Raw records
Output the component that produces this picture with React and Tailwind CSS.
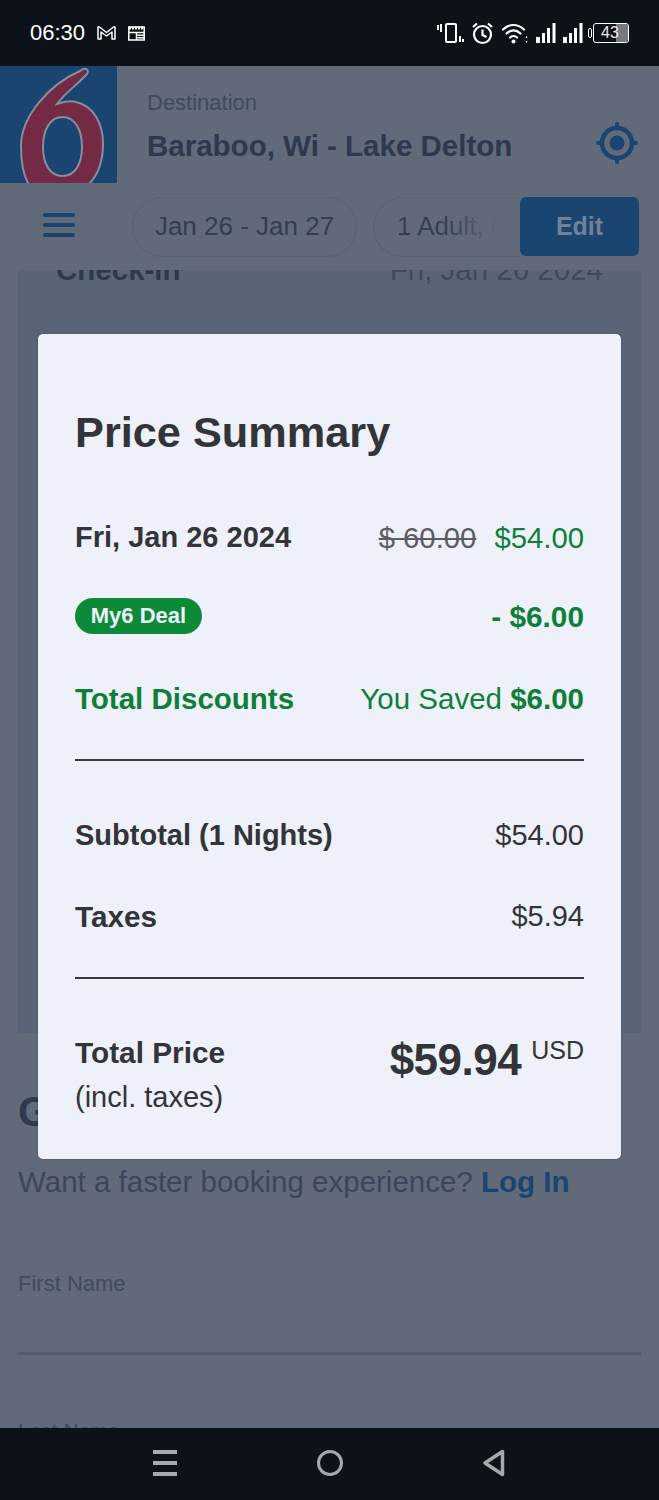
import React from "react";

function SignalBars({ className = "" }) {
  return (
    <svg className={className} width="20" height="20" viewBox="0 0 20 20" fill="white">
      <rect x="0" y="14" width="4" height="6" />
      <rect x="6" y="10" width="3" height="10" />
      <rect x="11" y="5" width="3" height="15" />
      <rect x="16.500" y="0" width="3" height="20" />
    </svg>
  );
}

function StatusIcons() {
  return (
    <div className="flex items-center text-white">
      <svg width="27" height="20" viewBox="0 0 27 20" fill="none" stroke="white">
        <path d="M1 2v5M4 1v8" strokeWidth="2" />
        <rect x="9" y="1" width="10" height="18" rx="1" strokeWidth="2" />
        <path d="M23 13v6M26 16v3" strokeWidth="2" />
      </svg>
      <svg className="ml-[7px]" width="23" height="23" viewBox="0 0 23 23" fill="none" stroke="white" strokeWidth="2.200">
        <circle cx="11.500" cy="12.500" r="8.500" />
        <path d="M11.500 7.500v5.500l4 2M2 5l4-3.500M21 5l-4-3.500" />
      </svg>
      <svg className="ml-[7px]" width="27" height="21" viewBox="0 0 27 21" fill="none" stroke="white" strokeWidth="2.200" strokeLinecap="round">
        <path d="M2 6.500c6.500-6 14.500-6 21 0M5.500 10.500c4.500-4 9.500-4 14 0M9 14.500c2-2 5-2 7 0" />
        <circle cx="12.500" cy="18.500" r="2" fill="white" stroke="none" />
        <path d="M25.500 14v.5M25.500 18.500v.5" strokeWidth="1.500" />
      </svg>
      <SignalBars className="ml-[8px]" />
      <SignalBars className="ml-[7px]" />
      <svg className="ml-[5px]" width="4" height="10" viewBox="0 0 4 10"><rect x="0.500" y="0.500" width="3" height="9" rx="1.500" fill="none" stroke="white" strokeWidth="1" /></svg>
      <div className="relative ml-[1px] flex h-[20px] w-[36px] items-center justify-center overflow-hidden rounded-[3px] border border-white text-[16px] leading-none text-[#e8e8e8]">
        <div className="absolute inset-y-0 right-0 w-[36%] bg-[#77797c]" />
        <span className="relative -ml-[2px]">43</span>
      </div>
    </div>
  );
}

function Row({ className = "", children }) {
  return <div className={`flex items-center justify-between ${className}`}>{children}</div>;
}

export default function App() {
  return (
    <div className="relative flex h-[1500px] w-[659px] flex-col overflow-hidden bg-[#606a79] font-['Liberation_Sans',Arial,sans-serif]">
      {/* status bar */}
      <div className="flex h-[66px] shrink-0 items-center justify-between bg-[#0c1218] pl-[30px] pr-[30px]">
        <div className="flex items-center gap-[12px] text-white">
          <span className="text-[22px] leading-none">06:30</span>
          <svg width="19" height="14" viewBox="0 0 19 14" fill="none" stroke="white" strokeWidth="1.500">
            <path d="M1 13V1h1.500L9.500 6.500 16.500 1H18v12h-3V6L9.500 10 4 6v7z" strokeLinejoin="round" />
          </svg>
          <svg width="17" height="15" viewBox="0 0 17 15" fill="none" stroke="white" strokeWidth="1.500">
            <rect x="0.800" y="1" width="15.400" height="13" />
            <path d="M1 2h15" strokeWidth="3" strokeDasharray="2 1" />
            <path d="M1 6.500h15M8.500 6.500v7.500M9.500 9.200h7M9.500 11.700h7" />
          </svg>
        </div>
        <StatusIcons />
      </div>

      {/* header */}
      <div className="flex h-[117px] shrink-0">
        <div className="h-[117px] w-[117px] shrink-0 overflow-hidden bg-[#1a4570]">
          <svg width="117" height="117" viewBox="0 0 117 117">
            <path
              fillRule="evenodd"
              d="M80 5C84 1 90 3 87 8C78 18 65 27 57 38C65 35 72 35 76 36C94 40 103 58 103 78C103 95 98 108 90 117C85 123 75 128 60 128C45 128 35 123 28 117C23 108 21 95 21 80C21 50 50 18 80 5ZM62.500 51C50 51 43 64 43 81C43 98 50 110 62.500 110C75 110 82 98 82 81C82 64 75 51 62.500 51Z"
              fill="#742a45"
              stroke="#878d9b"
              strokeWidth="2"
            />
          </svg>
        </div>
        <div className="flex min-w-0 flex-1 items-start justify-between pl-[30px] pr-[21px] pt-[25px]">
          <div>
            <div className="text-[22px] leading-[24px] text-[#3f4a5c]">Destination</div>
            <div className="mt-[14px] text-[29.500px] font-bold leading-[34px] text-[#2c394e]">Baraboo, Wi - Lake Delton</div>
          </div>
          <svg className="mt-[31px]" width="42" height="42" viewBox="0 0 42 42" fill="none">
            <circle cx="21" cy="21" r="15" stroke="#1a4570" strokeWidth="4.500" />
            <circle cx="21" cy="21" r="7.500" fill="#1a4570" />
            <path d="M21 2v4M21 36v4M2 21h4M36 21h4" stroke="#1a4570" strokeWidth="4" strokeLinecap="round" />
          </svg>
        </div>
      </div>

      {/* pills row */}
      <div className="relative flex h-[87px] shrink-0 items-start pl-[43px] pt-[14px]">
        <div className="mt-[16px] flex h-[24px] w-[32px] flex-col justify-between">
          <div className="h-[4px] rounded-full bg-[#1a4570]" />
          <div className="h-[4px] rounded-full bg-[#1a4570]" />
          <div className="h-[4px] rounded-full bg-[#1a4570]" />
        </div>
        <div className="ml-[57px] flex h-[60px] w-[225px] shrink-0 items-center justify-center rounded-full border border-[#586272] pb-[2px] text-[26px] text-[#333e50]">Jan 26 - Jan 27</div>
        <div className="ml-[16px] flex h-[60px] w-[147px] shrink-0 items-center overflow-hidden rounded-l-full border border-r-0 border-[#586272] pb-[2px] pl-[23px] text-[26px] whitespace-nowrap">
          <span className="bg-gradient-to-r from-[#333e50] from-40% to-[#606a79] to-95% bg-clip-text text-transparent">1 Adult, 0</span>
        </div>
        <div className="absolute left-[520px] top-[14px] flex h-[59px] w-[119px] items-center justify-center rounded-[6px] bg-[#1a4570] text-[25px] font-bold text-[#71819a]">Edit</div>
      </div>

      {/* underlying page */}
      <div className="min-h-0 flex-1 overflow-hidden px-[18px]">
        <div className="h-[763px] overflow-hidden bg-[#596577] px-[38px]">
          <div className="-mt-[15px] flex items-center justify-between text-[29.500px] leading-[30px]">
            <span className="font-bold text-[#2c394e]">Check-in</span>
            <span className="text-[#3f4a5c]">Fri, Jan 26 2024</span>
          </div>
        </div>
        <div className="mt-[56px] text-[42px] font-bold leading-[46px] text-[#2c394e]">Guest</div>
        <div className="mt-[29px] text-[29.500px] leading-[36px] text-[#3a4659]">
          Want a faster booking experience? <span className="font-bold text-[#1a4570]">Log In</span>
        </div>
        <div className="mt-[72px] text-[22px] leading-[24px] text-[#414c5e]">First Name</div>
        <div className="mt-[56px] h-[3px] bg-[#525c6b]" />
        <div className="mt-[64px] text-[21px] leading-[24px] text-[#414c5e]">Last Name</div>
      </div>

      {/* nav bar */}
      <div className="relative z-10 flex h-[72px] shrink-0 items-center bg-[#0c1218] pb-[2px]">
        <div className="ml-[153px] flex h-[26px] w-[24px] flex-col justify-between">
          <div className="h-[4px] bg-[#a7a9ad]" />
          <div className="h-[4px] bg-[#a7a9ad]" />
          <div className="h-[4px] bg-[#a7a9ad]" />
        </div>
        <div className="ml-[140px] h-[26px] w-[26px] rounded-full border-[3.500px] border-[#a7a9ad]" />
        <svg className="ml-[138px]" width="26" height="30" viewBox="0 0 26 30" fill="none">
          <path d="M21.500 3.500V26.500L4 15Z" stroke="#a7a9ad" strokeWidth="3.500" strokeLinejoin="round" />
        </svg>
      </div>

      {/* modal */}
      <div className="absolute left-[38px] top-[334px] h-[825px] w-[583px] rounded-[5px] bg-[#eef1fa] px-[37px] text-[#333438] shadow-[0_0_2px_rgba(0,0,0,0.3)]">
        <h2 className="mt-[71px] text-[43.300px] font-bold leading-[54px]">Price Summary</h2>

        <Row className="mt-[61px] h-[36px] text-[29px]">
          <span className="font-bold">Fri, Jan 26 2024</span>
          <span className="flex items-center gap-[18px] text-[29.300px]">
            <span className="text-[#5c5d62] line-through">$ 60.00</span>
            <span className="text-[#0f7f38]">$54.00</span>
          </span>
        </Row>

        <Row className="mt-[43px] h-[37px] text-[29.800px]">
          <span className="mb-[4px] flex h-[36px] w-[127px] items-center justify-center rounded-full bg-[#0c8a38] text-[22px] font-bold text-[#eef1fa]">My6 Deal</span>
          <span className="font-bold text-[#0f7f38]">- $6.00</span>
        </Row>

        <Row className="mt-[45px] h-[36px] text-[29.500px] text-[#0f7f38]">
          <span className="font-bold">Total Discounts</span>
          <span>You Saved <span className="font-bold">$6.00</span></span>
        </Row>

        <div className="mt-[42px] h-[2px] bg-[#38393e]" />

        <Row className="mt-[57px] h-[36px] text-[29px]">
          <span className="font-bold">Subtotal (1 Nights)</span>
          <span>$54.00</span>
        </Row>

        <Row className="mt-[45px] h-[36px] text-[29px]">
          <span className="text-[29.700px] font-bold">Taxes</span>
          <span>$5.94</span>
        </Row>

        <div className="mt-[42px] h-[2px] bg-[#38393e]" />

        <div className="mt-[56px] flex items-start justify-between text-[29px]">
          <div>
            <div className="text-[29.800px] font-bold leading-[36px]">Total Price</div>
            <div className="mt-[8px] leading-[36px]">(incl. taxes)</div>
          </div>
          <div className="flex items-start">
            <span className="text-[44px] font-bold leading-[50px] tracking-[-0.5px]">$59.94</span>
            <span className="ml-[10px] text-[25px] leading-[30px]">USD</span>
          </div>
        </div>
      </div>
    </div>
  );
}
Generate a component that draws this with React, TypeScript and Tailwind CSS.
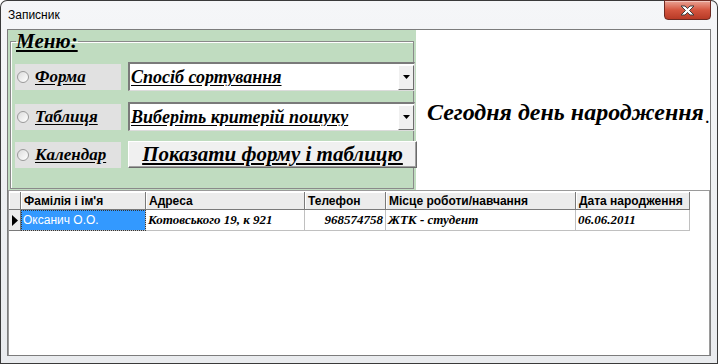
const serif = "font-['Liberation_Serif',serif]"
const sans = "font-['Liberation_Sans',sans-serif]"

function Radio() {
    return (
        <span className="w-[12px] h-[12px] rounded-full border border-[#9a9a9a] bg-gradient-to-br from-[#dcdcdc] to-white shrink-0" />
    )
}

function OptionLabel({ text }: { text: string }) {
    return (
        <div className="ml-[4px] w-[106px] h-[26px] bg-[#e1e1e1] flex items-center pl-[2px] shrink-0">
            <Radio />
            <span className={`${serif} ml-[6px] text-[17px] font-bold italic underline underline-offset-2 text-black leading-none`}>{text}</span>
        </div>
    )
}

function Combo({ text, size }: { text: string; size: string }) {
    return (
        <div className="ml-[7px] w-[287px] h-[29px] shrink-0 bg-white border-t-2 border-l-2 border-b border-r border-t-[#7a7a7a] border-l-[#7a7a7a] border-b-[#dcdcdc] border-r-[#dcdcdc] flex items-center">
            <span className={`${serif} ${size} flex-1 pl-[1px] font-bold italic underline underline-offset-2 text-black whitespace-nowrap overflow-hidden leading-none`}>{text}</span>
            <div className="w-[16px] h-[25px] bg-[#f0f0f0] border border-t-white border-l-white border-b-[#6d6d6d] border-r-[#6d6d6d] flex items-center justify-center">
                <svg width="7" height="4" viewBox="0 0 7 4"><path d="M0 0h7L3.5 4z" fill="#000" /></svg>
            </div>
        </div>
    )
}

const cols = [
    { title: "Фамілія і ім'я", w: 'w-[125px]' },
    { title: 'Адреса', w: 'w-[159px]' },
    { title: 'Телефон', w: 'w-[81px]' },
    { title: 'Місце роботи/навчання', w: 'w-[190px]' },
    { title: 'Дата народження', w: 'w-[114px]' },
]

export default function App() {
    return (
        <div className={`w-[718px] h-[364px] bg-[#3a3a3a] rounded-t-[7px] p-px ${sans}`}>
            <div className="w-full h-full rounded-t-[6px] bg-gradient-to-b from-[#f5f6f8] via-[#eef0f2] to-[#e9ebee] flex flex-col">
                {/* Title bar */}
                <div className="h-[28px] flex items-start justify-between shrink-0">
                    <span className="ml-[7px] mt-[5px] text-[12px] text-black">Записник</span>
                    <div className="-mt-px mr-[6px] w-[47px] h-[20px] rounded-b-[4px] border border-[#6e2a22] bg-gradient-to-b from-[#e9a294] via-[#d4553f] to-[#b83a26] flex items-center justify-center shadow-[inset_0_1px_0_rgba(255,255,255,0.4)]">
                        <svg width="15" height="11" viewBox="0 0 15 11">
                            <path d="M1 1h4l2.5 2.6L10 1h4l-4.5 4.5L14 10h-4L7.5 7.4 5 10H1l4.5-4.5z" fill="#fff" stroke="#3d3d3d" strokeWidth="1" strokeLinejoin="round" />
                        </svg>
                    </div>
                </div>

                {/* Client */}
                <div className="ml-[6px] w-[704px] h-[327px] border border-[#7c7c7c] bg-white flex flex-col shrink-0 overflow-hidden">
                    <div className="h-[160px] flex shrink-0">
                        {/* Green menu panel */}
                        <div className="w-[408px] h-full bg-[#c0dcc0] flex flex-col px-[2px] pb-[1px] shrink-0">
                            <fieldset className="flex-1 min-w-0 border border-[#8a8a8a] shadow-[inset_1px_1px_0_#fff] p-0 m-0">
                                <legend className={`${serif} ml-[5px] p-0 text-[21px] leading-[22px] font-bold italic underline underline-offset-2 text-black`}>Меню:</legend>
                                <div className="mt-[10px] flex items-center">
                                    <OptionLabel text="Форма" />
                                    <Combo text="Спосіб сортування" size="text-[18px]" />
                                </div>
                                <div className="mt-[11px] flex items-center">
                                    <OptionLabel text="Таблиця" />
                                    <Combo text="Виберіть критерій пошуку" size="text-[18px]" />
                                </div>
                                <div className="mt-[10px] flex items-center">
                                    <OptionLabel text="Календар" />
                                    <div className="ml-[7px] w-[289px] h-[27px] shrink-0 bg-[#f0f0f0] border border-t-white border-l-white border-b-[#6a6a6a] border-r-[#6a6a6a] shadow-[inset_-1px_-1px_0_#a0a0a0] flex items-center justify-center">
                                        <span className={`${serif} text-[21px] font-bold italic underline underline-offset-2 text-black leading-none`}>Показати форму і таблицю</span>
                                    </div>
                                </div>
                            </fieldset>
                        </div>
                        {/* Birthday text */}
                        <div className="flex-1 min-w-0 flex items-center pl-[11px] pt-[4px]">
                            <span className={`${serif} text-[24px] font-bold italic text-black whitespace-nowrap`}>Сегодня день народження</span>
                            <span className={`${serif} ml-auto mr-[1px] mt-[12px] text-[14px] font-bold text-black`}>.</span>
                        </div>
                    </div>

                    {/* Grid */}
                    <div className="flex-1 border-t border-l border-r border-[#9a9a9a] pt-[1px] bg-white">
                        <div className="flex h-[18px]">
                            <div className="w-[12px] bg-[#ececec] border-r border-b border-[#7a7a7a] shadow-[inset_1px_1px_0_#fff]" />
                            {cols.map((c) => (
                                <div key={c.title} className={`${c.w} bg-[#ececec] border-r border-b border-[#7a7a7a] shadow-[inset_1px_1px_0_#fff] pl-[3px] flex items-center text-[12px] font-bold text-black whitespace-nowrap overflow-hidden`}>
                                    {c.title}
                                </div>
                            ))}
                        </div>
                        <div className="flex h-[21px]">
                            <div className="w-[12px] bg-[#ececec] border-r border-b border-[#7a7a7a] flex items-center justify-center">
                                <svg width="6" height="11" viewBox="0 0 6 11"><path d="M0 0l6 5.5L0 11z" fill="#000" /></svg>
                            </div>
                            <div className="w-[125px] bg-[#3399ff] border-r border-b border-[#c0c0c0] outline outline-1 outline-dotted outline-[#333] -outline-offset-1 pl-[2px] flex items-center text-[12px] text-white">
                                Оксанич О.О.
                            </div>
                            <div className={`${serif} w-[159px] border-r border-b border-[#c0c0c0] pl-[2px] flex items-center text-[13px] font-bold italic text-black whitespace-nowrap`}>
                                Котовського 19, к 921
                            </div>
                            <div className={`${serif} w-[81px] border-r border-b border-[#c0c0c0] pr-[2px] flex items-center justify-end text-[13px] font-bold italic text-black`}>
                                968574758
                            </div>
                            <div className={`${serif} w-[190px] border-r border-b border-[#c0c0c0] pl-[2px] flex items-center text-[13px] font-bold italic text-black`}>
                                ЖТК - студент
                            </div>
                            <div className={`${serif} w-[114px] border-r border-b border-[#c0c0c0] pl-[2px] flex items-center text-[13px] font-bold italic text-black`}>
                                06.06.2011
                            </div>
                        </div>
                    </div>
                </div>
            </div>
        </div>
    )
}
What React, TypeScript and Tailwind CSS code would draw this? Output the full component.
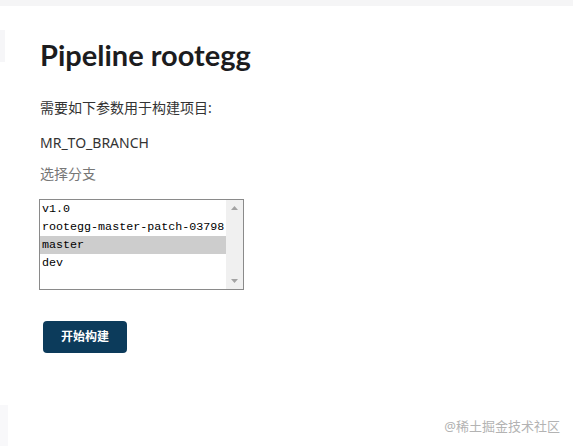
import React from 'react';

const branches = ['v1.0', 'rootegg-master-patch-03798', 'master', 'dev'];

function ScrollArrow({ up }: { up?: boolean }) {
  return (
    <svg width="7" height="4" viewBox="0 0 7 4" className="block">
      {up ? <polygon points="3.5,0 7,4 0,4" fill="#a3a3a3" /> : <polygon points="0,0 7,0 3.5,4" fill="#a3a3a3" />}
    </svg>
  );
}

export default function App() {
  const sans = { fontFamily: '"Noto Sans", "Noto Sans CJK SC", sans-serif' };
  return (
    <div className="relative w-[573px] h-[446px] bg-white overflow-hidden" style={sans}>
      <div className="h-[6px] bg-[#f5f5f6]" />
      <div className="absolute left-0 top-[30px] w-[5px] h-[32px] bg-[#f6f6f8]" />
      <div className="absolute left-0 top-[405px] w-[8px] h-[41px] bg-[#f8f8fa]" />

      <div className="pl-[40px] pt-[30px]">
        <h1
          className="text-[29px] leading-[38px] font-bold text-[#1c1c1e]"
          style={{ fontFamily: 'Lato, "Noto Sans", sans-serif' }}
        >
          Pipeline rootegg
        </h1>

        <p className="mt-[24px] text-[14px] leading-[20px] text-[#333]">需要如下参数用于构建项目:</p>
        <p className="mt-[15px] text-[14px] leading-[20px] text-[#333]">MR_TO_BRANCH</p>
        <p className="mt-[11px] text-[14px] leading-[20px] text-[#777]">选择分支</p>

        <div className="mt-[15px] -ml-[1px] flex w-[205px] h-[91px] border border-[#8a8a8a] bg-white">
          <div className="flex-1 flex flex-col" style={{ fontFamily: '"Liberation Mono", monospace' }}>
            {branches.map((b) => (
              <div
                key={b}
                className={`h-[18px] leading-[18px] pl-[2px] text-[11.7px] text-[#000] whitespace-nowrap ${b === 'master' ? 'bg-[#cdcdcd]' : ''}`}
              >
                {b}
              </div>
            ))}
          </div>
          <div className="w-[17px] bg-[#f0f0f0] flex flex-col items-center justify-between py-[6px]">
            <ScrollArrow up />
            <ScrollArrow />
          </div>
        </div>

        <button className="mt-[31px] ml-[3px] w-[84px] h-[32px] rounded-[4px] bg-[#0c3b5b] text-white text-[12px] font-bold">
          开始构建
        </button>
      </div>

      <div className="absolute right-[13px] top-[417px] text-[13px] leading-[18px] text-[#b3b3b3]">@稀土掘金技术社区</div>
    </div>
  );
}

GOAL
Look above for the line with "What React, TypeScript"; quote it and every line after it, stopping after the line with "['v1.0', 'rootegg-master-patch-03798', 'master', 'dev'];", exactly, with nothing added and without pictures.

WRITTEN ANSWER
What React, TypeScript and Tailwind CSS code would draw this? Output the full component.
import React from 'react';

const branches = ['v1.0', 'rootegg-master-patch-03798', 'master', 'dev'];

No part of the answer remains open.